From Gary Bedingfield at Seamheads.com on February 21, 2013:
The Dodgers Hall of Fame shortstop, Pee Wee Reese, played his last full season at that position in 1956, aged 37. Charlie Neal (1957) then Don Zimmer (1958) were his immediate replacements. Not until the emergence of Maury Wills in 1960 did the Dodgers have a shortstop who, in any way, resembled the great Pee Wee.
One name that never comes to mind when thinking of Dodger shortstops is Carl Tumlinson. Why? Because Tumlinson never made it to the big league team. Not because he lacked talent – he had that in abundance – but because military service intervened, shattering his hopes and dreams, and ultimately taking his life.
Carl Tumlinson was a big-hitting shortstop at Union High School in Phoenix, Arizona in 1950. Major league scouts were on his trail and he spurned a number of offers to sign with the Brooklyn Dodgers for $6,000 in June. He immediately reported to the Santa Barbara Dodgers of the Class C California State League where the starting shortstop job was his to lose. The youngster didn’t dissapoint, playing 86 games and batting a very respectable .271 with 22 doubles.

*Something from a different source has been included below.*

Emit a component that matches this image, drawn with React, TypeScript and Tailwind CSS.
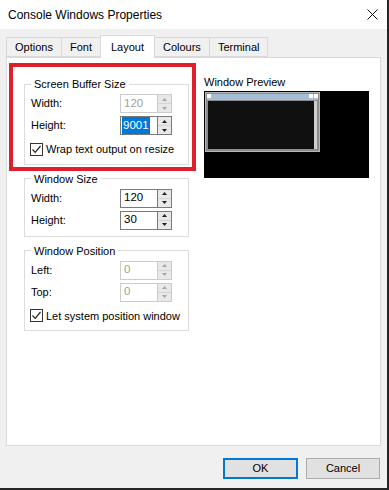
import React from 'react';

const font = { fontFamily: '"Liberation Sans", Arial, sans-serif' };

function Arrow({ up, disabled }: { up: boolean; disabled?: boolean }) {
  return (
    <svg width="5" height="3" viewBox="0 0 5 3" className="block">
      <polygon
        points={up ? '2.5,0 5,3 0,3' : '0,0 5,0 2.5,3'}
        fill={disabled ? '#a8a8a8' : '#202020'}
      />
    </svg>
  );
}

function Spin({ value, disabled, selected }: { value: string; disabled?: boolean; selected?: boolean }) {
  return (
    <div className="flex h-[19px]">
      <div
        className={`w-[38px] h-full flex items-center bg-white border pl-[1px] text-[11.5px] ${
          disabled ? 'border-[#cccccc] text-[#a0a0a0]' : 'border-[#7a7a7a] text-black'
        }`}
      >
        {selected ? (
          <span className="h-full flex items-center bg-[#0078d7] text-white px-[1px]">{value}</span>
        ) : (
          <span className="pl-[2px]">{value}</span>
        )}
      </div>
      <div
        className={`w-[14px] h-full flex flex-col border border-l-0 ${
          disabled ? 'border-[#cccccc]' : 'border-[#7a7a7a]'
        }`}
      >
        <div className="flex-1 flex items-center justify-center bg-[#e8e8e8] border-b border-[#d4d4d4]">
          <Arrow up disabled={disabled} />
        </div>
        <div className="flex-1 flex items-center justify-center bg-[#e8e8e8]">
          <Arrow up={false} disabled={disabled} />
        </div>
      </div>
    </div>
  );
}

function Row({ label, value, disabled, selected }: { label: string; value: string; disabled?: boolean; selected?: boolean }) {
  return (
    <div className="flex items-center">
      <span className="w-[95px] pl-[6px] text-[11px] text-black">{label}</span>
      <Spin value={value} disabled={disabled} selected={selected} />
    </div>
  );
}

function Check({ label }: { label: string }) {
  return (
    <div className="flex items-center gap-[3px] pl-[5px] text-[11px] text-black">
      <div className="w-[13px] h-[13px] border border-[#333333] bg-white flex items-center justify-center">
        <svg width="11" height="11" viewBox="0 0 11 11">
          <polyline points="1.5,5.5 4.2,8.3 9.5,2" fill="none" stroke="#222" strokeWidth="1.2" />
        </svg>
      </div>
      <span className="whitespace-nowrap">{label}</span>
    </div>
  );
}

function Group({ title, children }: { title: string; children: React.ReactNode }) {
  return (
    <fieldset className="w-[165px] border border-[#dcdcdc] pb-[6px]">
      <legend className="ml-[6px] px-[3px] text-[11px] leading-[14px] text-black">{title}</legend>
      <div className="flex flex-col gap-[3px] pt-[3px]">{children}</div>
    </fieldset>
  );
}

export default function App() {
  return (
    <div
      className="w-[389px] h-[490px] bg-[#f0f0f0] flex flex-col border-r-2 border-b-2 border-[#262626] overflow-hidden"
      style={font}
    >
      <div className="h-[29px] shrink-0 bg-white flex items-center justify-between pl-[8px] pr-[9px]">
        <span className="text-[12px] text-black">Console Windows Properties</span>
        <svg width="11" height="11" viewBox="0 0 11 11">
          <path d="M0.5 0.5 L10.5 10.5 M10.5 0.5 L0.5 10.5" stroke="#111" strokeWidth="1" />
        </svg>
      </div>

      <div className="px-[6px] pt-[6px] flex flex-col">
        <div className="flex items-end h-[22px]">
          {['Options', 'Font', 'Layout', 'Colours', 'Terminal'].map((t) =>
            t === 'Layout' ? (
              <div
                key={t}
                className="h-[23px] -mb-px -ml-px relative z-10 bg-white border border-b-0 border-[#d9d9d9] px-[10px] flex items-center text-[11px] text-black"
              >
                {t}
              </div>
            ) : (
              <div
                key={t}
                className="h-[20px] bg-[#f0f0f0] border border-[#d9d9d9] -ml-px first:ml-0 px-[8px] flex items-center text-[11px] text-black"
              >
                {t}
              </div>
            )
          )}
        </div>

        <div className="h-[389px] bg-white border border-[#d9d9d9] flex pt-[19px]">
          <div className="w-[190px] pl-[17px] flex flex-col items-start gap-[7px]">
            <div className="relative w-[165px]">
              <div className="absolute -left-[15px] -right-[7px] -top-[14px] -bottom-[6px] border-4 border-[#df1f2a] pointer-events-none" />
              <Group title="Screen Buffer Size">
                <Row label="Width:" value="120" disabled />
                <Row label="Height:" value="9001" selected />
                <div className="pt-[3px]">
                  <Check label="Wrap text output on resize" />
                </div>
              </Group>
            </div>
            <Group title="Window Size">
              <Row label="Width:" value="120" />
              <Row label="Height:" value="30" />
            </Group>
            <Group title="Window Position">
              <Row label="Left:" value="0" disabled />
              <Row label="Top:" value="0" disabled />
              <div className="pt-[3px]">
                <Check label="Let system position window" />
              </div>
            </Group>
          </div>

          <div className="pl-[7px] -mt-[2px] flex flex-col">
            <span className="text-[11px] leading-[14px] text-black">Window Preview</span>
            <div className="mt-[2px] w-[165px] h-[87px] bg-black p-[1px]">
              <div className="w-[115px] h-[60px] bg-[#8c8c8c] border border-[#b5b5b5] p-[1px] flex flex-col">
                <div className="h-[6px] bg-[#a6bdd6] flex justify-between items-start">
                  <div className="w-[4px] h-[4px] bg-white" />
                  <div className="flex gap-[1px]">
                    <div className="w-[4px] h-[4px] bg-white" />
                    <div className="w-[4px] h-[4px] bg-white" />
                  </div>
                </div>
                <div className="flex-1 flex m-[1px]">
                  <div className="flex-1 bg-[#101010]" />
                  <div className="w-[3px] bg-[#cfcfcf]" />
                </div>
              </div>
            </div>
          </div>
        </div>

        <div className="flex justify-end gap-[8px] pt-[12px] pr-[1px]">
          <button className="w-[75px] h-[21px] bg-[#e1e1e1] border-2 border-[#0078d7] text-[11px] text-black">
            OK
          </button>
          <button className="w-[74px] h-[21px] bg-[#e1e1e1] border border-[#adadad] text-[11px] text-black">
            Cancel
          </button>
        </div>
      </div>
    </div>
  );
}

In 1951, he was assigned to the Greenwood Dodgers of the Class C Cotton States League, where he proved to be one of the league’s top hitters. On June 24, he hit two home runs, one a grand slam, in a win over Hot Springs, and the Greenville Delta Democrat Times commented that day on how he was gaining on batting leader Jim Gilbert:
“Carl Tumlinson, Greenwood, picked up 13 points in batting during the week ending June 19 and pulled to within 13 points of the Cotton States League leader, Jim Gilbert of Natchez. The Dodger shortstop rapped out 10 hits in 21 times at bat to boost his mace mark to .373, while Gilbert was dropping 11 points to .386 by virtue of only four safeties in 16 tries.”